From: David L. Griscom
Residence: San Carlos, Sonora, Mexico (not mailing address)
U.S. mailing address: 3938 E Grant Rd #131, Tucson, AZ 85712-2559
To: The Honorable Vernon J. Ehlers
2182 Rayburn House Office Building
Washington, DC 20515
15 April 2007
RE: The Holt Bill, HR 811
Dear Congressman Ehlers,
After long and careful consideration, I am asking you to OPPOSE The Voter Confidence and Increased Accessibility Act of 2007 (HR 811) because it is insufficiently protective of our democracy.
By way of introduction, I too have my Ph.D. in physics. I am a Fellow of the American Physical Society and also of the American Ceramic Society, where I listened to you speak at an annual meeting about a decade ago. I retired from the Naval Research Laboratory in Washington, DC, in 2001 after 33 years of civilian service and took up a succession of invited professorships of research at the Universities of Paris-6, Lyon-1, and St-Etienne in France and Tokyo Institute of Technology. Subsequently I was Adjunct Professor of Materials Science and Engineering at the University of Arizona before moving to Mexico.
While I see very many reasons to reject HR 811 (too many to have any hope of easy correction by amendments), I will emphasize only the following three here:
I. Touch screen voting machines (DREs) must be abolished because the only record of cast votes is electronic, making it impossible for "We the People" to know for sure how many votes were truly cast for each candidate. "Toilet-paper" roles of thermal paper are seldom verified by the voter, cannot be proven to correspond to the electronically recorded vote, are not durable, and will probably never be audited. Moreover, the blind and handicapped realize that there are far better systems than DREs available to enable them to vote http://www.huffingtonpost.com/brad-friedman/blind-disabled-voters-fi_b_43450.html.

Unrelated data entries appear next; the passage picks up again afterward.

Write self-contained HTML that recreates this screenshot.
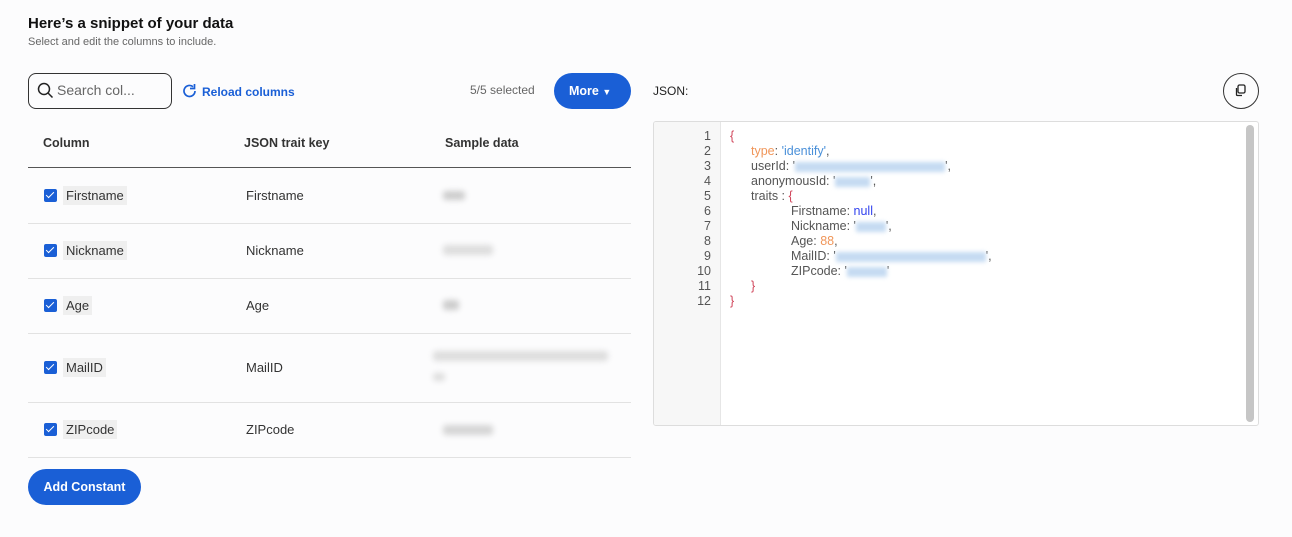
<!DOCTYPE html><html><head><style>
body{margin:0;width:1292px;height:537px;background:#fcfcfd;font-family:"Liberation Sans",sans-serif;color:#222;position:relative;overflow:hidden}
.a{position:absolute}
.blur{position:absolute;filter:blur(3px);background:#ccc;border-radius:3px}
.bb{display:inline-block;height:10px;background:#c5dbf2;filter:blur(2px);vertical-align:middle}
.row{position:absolute;left:28px;width:603px;border-bottom:1px solid #e2e2e2}
.cb{position:absolute;left:16px;width:13px;height:13px;background:#1a5fd6;border-radius:2px}
.cb:after{content:"";position:absolute;left:4px;top:1px;width:3px;height:7px;border:solid #fff;border-width:0 1.5px 1.5px 0;transform:rotate(45deg)}
.tag{position:absolute;left:35px;background:#efefef;padding:2px 3px;font-size:13px;color:#333}
.key{position:absolute;left:218px;font-size:13px;color:#333}
.code{font-size:12.5px;line-height:15px;color:#555}
.i1{padding-left:21px}.i2{padding-left:61px}
</style></head><body>
<div class="a" style="left:28px;top:15px;font-size:15px;font-weight:bold;color:#111">Here’s a snippet of your data</div>
<div class="a" style="left:28px;top:36px;font-size:11px;color:#666">Select and edit the columns to include.</div>
<div class="a" style="left:28px;top:73px;width:142px;height:34px;border:1px solid #333;border-radius:8px"></div>
<svg class="a" style="left:37px;top:82px" width="17" height="17" viewBox="0 0 17 17"><circle cx="7" cy="7" r="5.5" fill="none" stroke="#222" stroke-width="1.5"/><path d="M11 11l4.5 4.5" stroke="#222" stroke-width="1.5"/></svg>
<div class="a" style="left:57px;top:82px;font-size:14px;color:#666">Search col...</div>
<svg class="a" style="left:182px;top:83px" width="16" height="16" viewBox="0 0 16 16"><path d="M13 8a5.5 5.5 0 1 1-2-4.3" fill="none" stroke="#1a5fd6" stroke-width="1.7"/><path d="M12.5 1v4.5H8" fill="none" stroke="#1a5fd6" stroke-width="1.7"/></svg>
<div class="a" style="left:202px;top:85px;font-size:12px;font-weight:bold;color:#1a5fd6">Reload columns</div>
<div class="a" style="left:470px;top:83px;font-size:12px;color:#666">5/5 selected</div>
<div class="a" style="left:554px;top:73px;width:77px;height:36px;background:#1a5fd6;border-radius:18px;color:#fff;font-size:12.5px;font-weight:bold;line-height:36px;text-indent:15px">More <span style="font-size:9px">▼</span></div>
<div class="a" style="left:43px;top:136px;font-size:12.5px;font-weight:bold;color:#333">Column</div>
<div class="a" style="left:244px;top:136px;font-size:12.5px;font-weight:bold;color:#333">JSON trait key</div>
<div class="a" style="left:445px;top:136px;font-size:12.5px;font-weight:bold;color:#333">Sample data</div>
<div class="a" style="left:28px;top:167px;width:603px;height:1px;background:#555"></div>
<div class="row" style="top:168px;height:55px"><div class="cb" style="top:21px"></div><div class="tag" style="top:18px">Firstname</div><div class="key" style="top:20px">Firstname</div><div class="blur" style="left:415px;top:23px;width:22px;height:9px"></div></div>
<div class="row" style="top:223px;height:55px"><div class="cb" style="top:21px"></div><div class="tag" style="top:18px">Nickname</div><div class="key" style="top:20px">Nickname</div><div class="blur" style="left:415px;top:22px;width:50px;height:10px;background:#ddd"></div></div>
<div class="row" style="top:278px;height:55px"><div class="cb" style="top:21px"></div><div class="tag" style="top:18px">Age</div><div class="key" style="top:20px">Age</div><div class="blur" style="left:415px;top:22px;width:16px;height:10px"></div></div>
<div class="row" style="top:333px;height:69px"><div class="cb" style="top:28px"></div><div class="tag" style="top:25px">MailID</div><div class="key" style="top:27px">MailID</div><div class="blur" style="left:405px;top:18px;width:175px;height:10px;background:#ddd"></div><div class="blur" style="left:405px;top:40px;width:12px;height:8px;background:#ddd"></div></div>
<div class="row" style="top:402px;height:55px"><div class="cb" style="top:21px"></div><div class="tag" style="top:18px">ZIPcode</div><div class="key" style="top:20px">ZIPcode</div><div class="blur" style="left:415px;top:23px;width:50px;height:10px;background:#d5d5d5"></div></div>
<div class="a" style="left:28px;top:469px;width:113px;height:36px;background:#1a5fd6;border-radius:18px;color:#fff;font-size:12.5px;font-weight:bold;line-height:36px;text-align:center">Add Constant</div>
<div class="a" style="left:653px;top:84px;font-size:12px;color:#222">JSON:</div>
<div class="a" style="left:1223px;top:73px;width:34px;height:34px;border:1px solid #333;border-radius:50%"></div>
<svg class="a" style="left:1233px;top:83px" width="15" height="15" viewBox="0 0 15 15"><rect x="5" y="2" width="7" height="8" rx="1.5" fill="none" stroke="#222" stroke-width="1.3"/><path d="M3.5 5v6.5a1 1 0 0 0 1 1H9" fill="none" stroke="#222" stroke-width="1.3"/></svg>
<div class="a" style="left:653px;top:121px;width:604px;height:303px;border:1px solid #ddd;border-radius:3px;background:#fff;overflow:hidden">
<div class="a" style="left:0;top:0;width:66px;height:303px;background:#f7f7f7;border-right:1px solid #e6e6e6"></div>
<div class="a code" style="left:0;top:7px;width:57px;text-align:right;color:#555">1<br>2<br>3<br>4<br>5<br>6<br>7<br>8<br>9<br>10<br>11<br>12</div>
<div class="a code" style="left:76px;top:7px;white-space:nowrap"><div><span style="color:#d0455a">{</span></div>
<div class="i1"><span style="color:#f0965a">type</span>: <span style="color:#4a90d9">'identify'</span>,</div>
<div class="i1">userId: '<span class="bb" style="width:150px"></span>',</div>
<div class="i1">anonymousId: '<span class="bb" style="width:35px"></span>',</div>
<div class="i1">traits : <span style="color:#d0455a">{</span></div>
<div class="i2">Firstname: <span style="color:#3344ee">null</span>,</div>
<div class="i2">Nickname: '<span class="bb" style="width:30px"></span>',</div>
<div class="i2">Age: <span style="color:#f0965a">88</span>,</div>
<div class="i2">MailID: '<span class="bb" style="width:150px"></span>',</div>
<div class="i2">ZIPcode: '<span class="bb" style="width:40px"></span>'</div>
<div class="i1"><span style="color:#d0455a">}</span></div>
<div><span style="color:#d0455a">}</span></div></div>
<div class="a" style="left:592px;top:3px;width:8px;height:297px;background:#c6c6c6;border-radius:4px"></div>
</div>
</body></html>
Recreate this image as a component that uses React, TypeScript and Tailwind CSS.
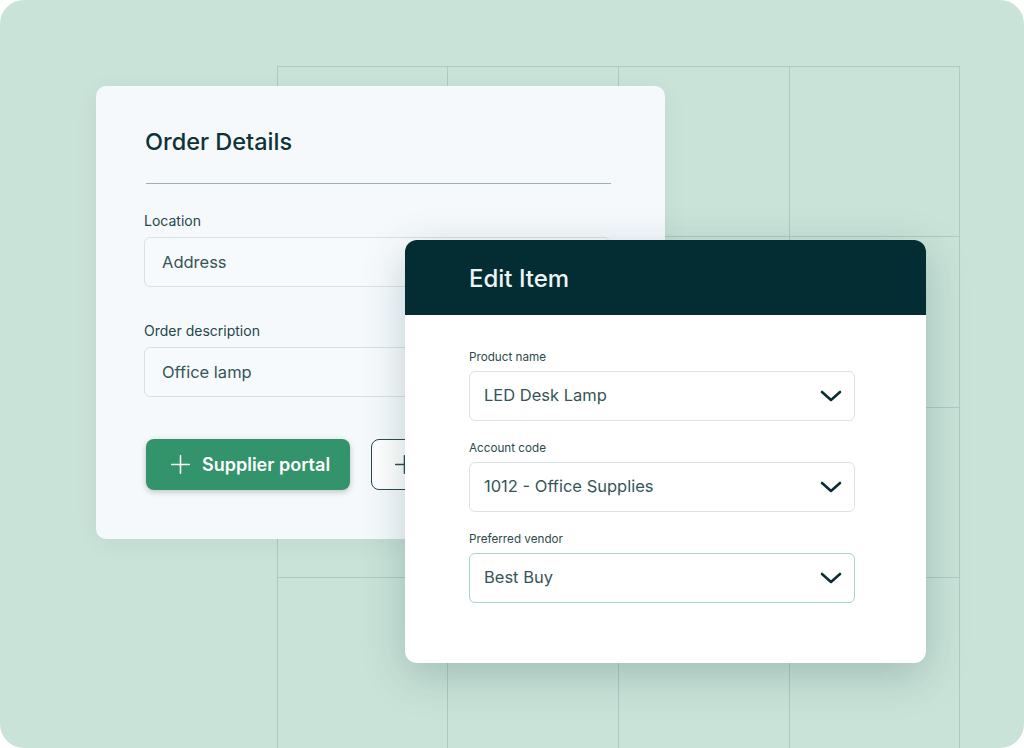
import React from "react";

const font = { fontFamily: "Inter, 'Noto Sans', sans-serif" };

function Plus({ className }: { className?: string }) {
  return (
    <svg viewBox="0 0 24 24" className={className} fill="none" stroke="currentColor" strokeWidth={1.8} strokeLinecap="round">
      <path d="M12 2v20M2 12h20" />
    </svg>
  );
}

function Chevron() {
  return (
    <svg viewBox="0 0 22 12" className="w-[22px] h-[12px] text-[#0b2e33]" fill="none" stroke="currentColor" strokeWidth={2.6} strokeLinecap="round" strokeLinejoin="round">
      <path d="M2 2l9 8 9-8" />
    </svg>
  );
}

function TextField({ label, value }: { label: string; value: string }) {
  return (
    <div className="flex flex-col">
      <span className="text-[14px] leading-[20px] text-[#24474a]">{label}</span>
      <div className="mt-[6px] h-[50px] rounded-[6px] border border-[#d9e1e4] bg-[#f7fafc] flex items-center pl-[17px] text-[16.5px] text-[#355558]">
        {value}
      </div>
    </div>
  );
}

function SelectField({ label, value, accent }: { label: string; value: string; accent?: boolean }) {
  return (
    <div className="flex flex-col">
      <span className="text-[11.7px] leading-[16px] text-[#2d4a4d]">{label}</span>
      <div
        className={`mt-[6px] h-[50px] w-[386px] rounded-[6px] border bg-white flex items-center justify-between pl-[14px] pr-[12px] text-[16.5px] text-[#355558] ${
          accent ? "border-[#a6d5c2]" : "border-[#dbe2e5]"
        }`}
      >
        <span className="pb-[2px]">{value}</span>
        <Chevron />
      </div>
    </div>
  );
}

function GridBackdrop() {
  const cols = ["w-[170px]", "w-[171px]", "w-[171px]", "w-[170px]"];
  const rows = ["h-[170px]", "h-[171px]", "h-[170px]", "h-[171px]"];
  return (
    <div className="absolute left-[277px] top-[66px] border-l border-t border-[#adcac3] flex flex-col">
      {rows.map((r, i) => (
        <div key={i} className="flex">
          {cols.map((c, j) => (
            <div key={j} className={`${c} ${r} border-r border-b border-[#adcac3]`} />
          ))}
        </div>
      ))}
    </div>
  );
}

export default function App() {
  return (
    <div className="w-[1024px] h-[748px] bg-white" style={font}>
      <div className="relative w-full h-full rounded-[24px] bg-[#cae3d9] overflow-hidden">
        <GridBackdrop />

        {/* Order details card */}
        <div className="absolute left-[96px] top-[86px] w-[569px] h-[453px] rounded-[10px] bg-[#f5f9fc] shadow-[0_4px_24px_rgba(20,60,50,0.06)] pl-[48px] pt-[41px]">
          <div className="w-[466px] flex flex-col">
            <h2 className="text-[23.5px] leading-[30px] font-medium text-[#0d3336] pl-[1px]">Order Details</h2>
            <div className="mt-[26px] ml-[2px] h-px w-[465px] bg-[#9db1b3]" />
            <div className="mt-[27px]">
              <TextField label="Location" value="Address" />
            </div>
            <div className="mt-[34px]">
              <TextField label="Order description" value="Office lamp" />
            </div>
            <div className="mt-[42px] flex gap-[21px] pl-[2px]">
              <button className="h-[51px] w-[204px] rounded-[8px] bg-[#33936b] text-white flex items-center pl-[24px] gap-[11px] text-[18px] font-semibold shadow-[0_2px_6px_rgba(0,0,0,0.22)]">
                <Plus className="w-[21px] h-[21px]" />
                Supplier portal
              </button>
              <button className="h-[51px] w-[200px] rounded-[8px] border border-[#2c4a50] bg-white text-[#2c4a50] flex items-center pl-[22px]">
                <Plus className="w-[21px] h-[21px]" />
              </button>
            </div>
          </div>
        </div>

        {/* Edit item card */}
        <div className="absolute left-[405px] top-[240px] w-[521px] h-[423px] rounded-[12px] bg-white overflow-hidden shadow-[0_12px_44px_rgba(10,60,55,0.22)] flex flex-col">
          <div className="h-[75px] bg-[#032d33] flex items-center pl-[64px]">
            <span className="text-[24px] font-medium text-[#eef4f4] pt-[3px]">Edit Item</span>
          </div>
          <div className="flex flex-col pl-[64px] pt-[34px] gap-[19px]">
            <SelectField label="Product name" value="LED Desk Lamp" />
            <SelectField label="Account code" value="1012 - Office Supplies" />
            <SelectField label="Preferred vendor" value="Best Buy" accent />
          </div>
        </div>
      </div>
    </div>
  );
}
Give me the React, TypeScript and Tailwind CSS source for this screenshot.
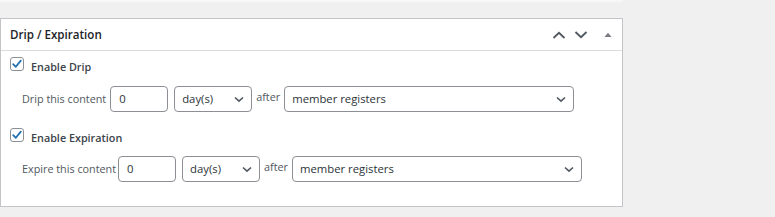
import React from "react";

const font = { fontFamily: '"Open Sans", "Noto Sans", sans-serif' };

function Check() {
  return (
    <span className="mt-[1px] flex h-[14px] w-[14px] shrink-0 items-center justify-center rounded-[3px] border border-[#8c8f94] bg-white">
      <svg width="12" height="12" viewBox="0 0 12 12">
        <path d="M2.2 6.2 L4.8 8.8 L9.8 2.6" fill="none" stroke="#2271b1" strokeWidth="1.8" strokeLinecap="round" strokeLinejoin="round" />
      </svg>
    </span>
  );
}

function Chevron() {
  return (
    <svg width="10" height="7" viewBox="0 0 10 7" className="shrink-0">
      <path d="M1 1.5 L5 5.2 L9 1.5" fill="none" stroke="#50575e" strokeWidth="1.6" />
    </svg>
  );
}

function Select({ w, text }: { w: string; text: string }) {
  return (
    <div className={`flex h-[26px] ${w} items-center justify-between rounded-[4px] border border-[#8c8f94] bg-white pl-[7px] pr-[7px] text-[11.3px] text-[#2c3338]`}>
      <span>{text}</span>
      <Chevron />
    </div>
  );
}

function Row({ label, gap }: { label: string; gap: string }) {
  return (
    <div className="flex items-center text-[10.8px] text-[#50575e]">
      <span className={gap}>{label}</span>
      <div className="flex h-[26px] w-[58px] items-center rounded-[4px] border border-[#8c8f94] bg-white pl-[8px] text-[11.3px] text-[#2c3338]">0</div>
      <div className="ml-[6px]"><Select w="w-[78px]" text="day(s)" /></div>
      <span className="mx-[4px] -mt-[3px] text-[10.8px]">after</span>
      <Select w="w-[290px]" text="member registers" />
    </div>
  );
}

export default function App() {
  return (
    <div className="h-[217px] w-[775px] overflow-hidden bg-[#f0f0f1]" style={font}>
      <div className="h-[2px] w-[623px] bg-[#f6f7f7]" />
      <div className="mt-[16px] w-[623px] border border-[#c3c4c7] bg-white">
        <div className="flex h-[32px] items-center justify-between border-b border-[#dcdcde] pl-[9px] pr-[10px]">
          <span className="text-[11.6px] font-semibold text-[#1d2327]">Drip / Expiration</span>
          <div className="flex items-center">
            <svg width="14" height="8" viewBox="0 0 14 8">
              <path d="M1.5 7 L7 1.8 L12.5 7" fill="none" stroke="#50575e" strokeWidth="1.8" />
            </svg>
            <svg width="14" height="8" viewBox="0 0 14 8" className="ml-[8px]">
              <path d="M1.5 1 L7 6.2 L12.5 1" fill="none" stroke="#50575e" strokeWidth="1.8" />
            </svg>
            <svg width="8" height="6" viewBox="0 0 8 6" className="ml-[16px]">
              <path d="M0.5 5 L4 0.8 L7.5 5 Z" fill="#787c82" />
            </svg>
          </div>
        </div>
        <div className="pb-[24px] pl-[9px]">
          <div className="mt-[5px] flex items-start gap-[7px]">
            <Check />
            <span className="text-[10.8px] font-semibold leading-[22px] text-[#3c434a]">Enable Drip</span>
          </div>
          <div className="mt-[8px] pl-[12px]">
            <Row label="Drip this content" gap="mr-[4px]" />
          </div>
          <div className="mt-[15px] flex items-start gap-[7px]">
            <Check />
            <span className="text-[10.8px] font-semibold leading-[22px] text-[#3c434a]">Enable Expiration</span>
          </div>
          <div className="mt-[7px] pl-[12px]">
            <Row label="Expire this content" gap="mr-[2px]" />
          </div>
        </div>
      </div>
    </div>
  );
}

II. Optical scanners must also be abolished. They are actually worse than DREs because they give a false impression of invulnerability to electronic election fraud by virtue of the ability to audit and/or recount the paper ballots inside them. Unfortunately however, recent history has shown that (1) the memory cards on the optical scanners are easily hackable (as are the GEMS central tabulators), (2) the public is led to believe that the first (machine) count is accurate and that anyone contesting the vote is a "sore loser," (3) the courts commonly deny lawsuits requesting hand recounts or delay their decisions until the matter is moot, and (4) election officials have been convicted of rigging supposedly random recounts. Please check the following link to understand the breadth and depth of my personal familiarity with these issues and how they all fit together: http://www.opednews.com/articles/opedne_michael__070313_the_long_road_to_dem.htm
III. The Election Assistance Commission absolutely must be abolished because its members are presidential appointees – a flagrant conflict of interest. In the April 12th issue of the New York Times http://www.nytimes.com/2007/04/12/washington/12fraud.html I read that the EAC "played down" consultants' reports showing little evidence of "voter fraud" (a "two bit" individual activity with minimal national impact). This is the same EAC that has never, ever decried the possibility of ballot box stuffing by small groups of colluding poll workers (a "retail" activity with potentially larger impact than voter fraud) – or the vulnerability of all electronic voting systems to hacking by a small number of insiders (a "wholesale" activity with the potential to alter the vote nationwide!).
I am among those who believe that there are certain inalienable rights flowing from the Declaration of Independence and the Constitution, which include at their heart the right of "We the People" to remove any government that ignores our wishes. In order to accomplish this right peacefully, "We the People" also have the right to know as certainly as humanly possible that our votes are actually being counted as we cast them. Secret counting within the guts of voting machines and computers that are invisible to the public but easily accessible by the companies that manufacture them and/or other insiders, denies us this right!
In summary, I believe that HR 811 cannot be sufficiently amended to alleviate these threats to our democracy. Therefore I urge its abandonment.
Thank you very much for considering these thoughts.